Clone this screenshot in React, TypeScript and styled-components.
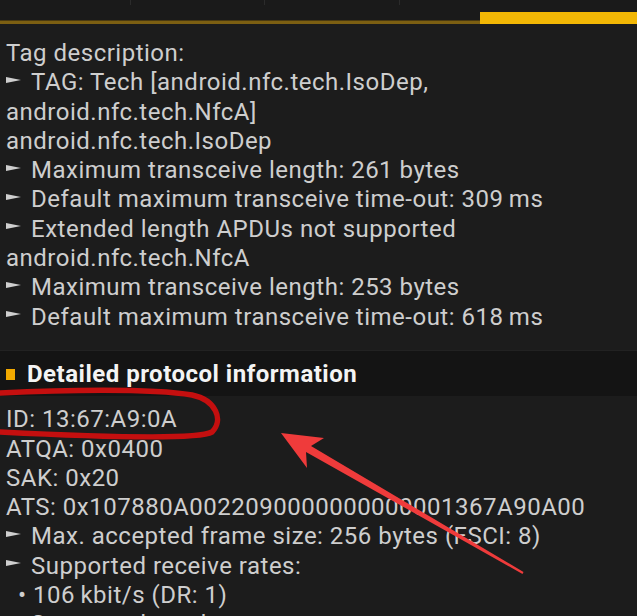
import React from "react";
import styled, {createGlobalStyle} from "styled-components";

const GlobalStyle = createGlobalStyle`
  html, body {
    margin: 0;
    padding: 0;
    background: #1c1c1c;
    overflow: hidden;
  }
  body {
    font-family: Roboto, "Noto Sans", "Liberation Sans", sans-serif;
  }
`

const Screen = styled.div`
  position: relative;
  width: 637px;
  height: 616px;
  overflow: hidden;
  background: #1c1c1c;
`

const TopBar = styled.div`
  display: flex;
  flex-direction: column;
  height: 24px;
  background: #1a1a1a;
`

const TabLabels = styled.div`
  display: flex;
  height: 12px;
`

const TabCell = styled.div<{ $w: number }>`
  width: ${p => p.$w}px;
  border-right: 1px solid #2b2b2b;
  height: 5px;
`

const IndicatorRow = styled.div`
  display: flex;
  align-items: flex-end;
  height: 12px;
`

const Track = styled.div`
  flex: 1;
  height: 4px;
  background: #7c5f12;
  border-top: 1px solid #4a3a10;
  box-sizing: border-box;
`

const Indicator = styled.div`
  width: 157px;
  height: 12px;
  background: #f2b705;
`

const Section = styled.section`
  padding: 15px 0 0 6px;
`

const Line = styled.div<{ $indent?: number }>`
  color: #cecece;
  font-size: 24px;
  line-height: 29.3px;
  letter-spacing: 0.5px;
  white-space: nowrap;
  padding-left: ${p => p.$indent ?? 0}px;
`

const Wedge = styled.span`
  display: inline-block;
  width: 0;
  height: 0;
  border-left: 15px solid #cecece;
  border-top: 3px solid transparent;
  border-bottom: 3px solid transparent;
  margin-right: 10px;
  vertical-align: 0.32em;
`

const HeaderBand = styled.div`
  display: flex;
  align-items: center;
  gap: 12px;
  margin-top: 18px;
  padding: 9px 6px 7px;
  background: #141414;
  border-top: 1px solid #222;
`

const Square = styled.span`
  width: 9px;
  height: 11px;
  background: #f2a900;
`

const HeaderTitle = styled.h2`
  margin: 0;
  color: #f4f4f4;
  font-size: 24px;
  font-weight: 700;
  letter-spacing: 0.5px;
  line-height: 29.3px;
`

const Body = styled.div`
  padding: 9px 0 0 6px;
`

const Annotation = styled.svg`
  position: absolute;
  left: 0;
  top: 0;
  pointer-events: none;
`

const Item: React.FC<{ children: React.ReactNode }> = ({children}) => (
    <Line><Wedge/>{children}</Line>
)

const App: React.FC = () => {
    return (
        <Screen>
            <GlobalStyle/>
            <TopBar>
                <TabLabels>
                    <TabCell $w={130}/>
                    <TabCell $w={133}/>
                    <TabCell $w={134}/>
                </TabLabels>
                <IndicatorRow>
                    <Track/>
                    <Indicator/>
                </IndicatorRow>
            </TopBar>
            <Section>
                <Line>Tag description:</Line>
                <Item>TAG: Tech [android.nfc.tech.IsoDep,</Item>
                <Line>android.nfc.tech.NfcA]</Line>
                <Line>android.nfc.tech.IsoDep</Line>
                <Item>Maximum transceive length: 261 bytes</Item>
                <Item>Default maximum transceive time-out: 309{"\u2009"}ms</Item>
                <Item>Extended length APDUs not supported</Item>
                <Line>android.nfc.tech.NfcA</Line>
                <Item>Maximum transceive length: 253 bytes</Item>
                <Item>Default maximum transceive time-out: 618{"\u2009"}ms</Item>
            </Section>
            <HeaderBand>
                <Square/>
                <HeaderTitle>Detailed protocol information</HeaderTitle>
            </HeaderBand>
            <Body>
                <Line>ID: 13:67:A9:0A</Line>
                <Line>ATQA: 0x0400</Line>
                <Line>SAK: 0x20</Line>
                <Line>ATS: 0x107880A0022090000000000001367A90A00</Line>
                <Item>Max. accepted frame size: 256 bytes (FSCI: 8)</Item>
                <Item>Supported receive rates:</Item>
                <Line $indent={12}>• 106{"\u2009"}kbit/s (DR: 1)</Line>
                <Item>Supported send rates:</Item>
            </Body>
            <Annotation width={637} height={616} viewBox="0 0 637 616">
                <path
                    d="M0,393 C60,390 150,388 192,395 C216,400 224,420 212,432 C198,440 100,437 0,432"
                    fill="none" stroke="#c40f0f" strokeWidth={5.5} strokeLinecap="round"/>
                <polygon
                    points="281,433 324,438 311,446 523.5,572 522.5,574 306,452 307,468"
                    fill="#ef3b3b"/>
            </Annotation>
        </Screen>
    )
}

export default App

###

- What you have to do:
Count all lines of the data that include "components". The answer is the number alone.

- Full response:
2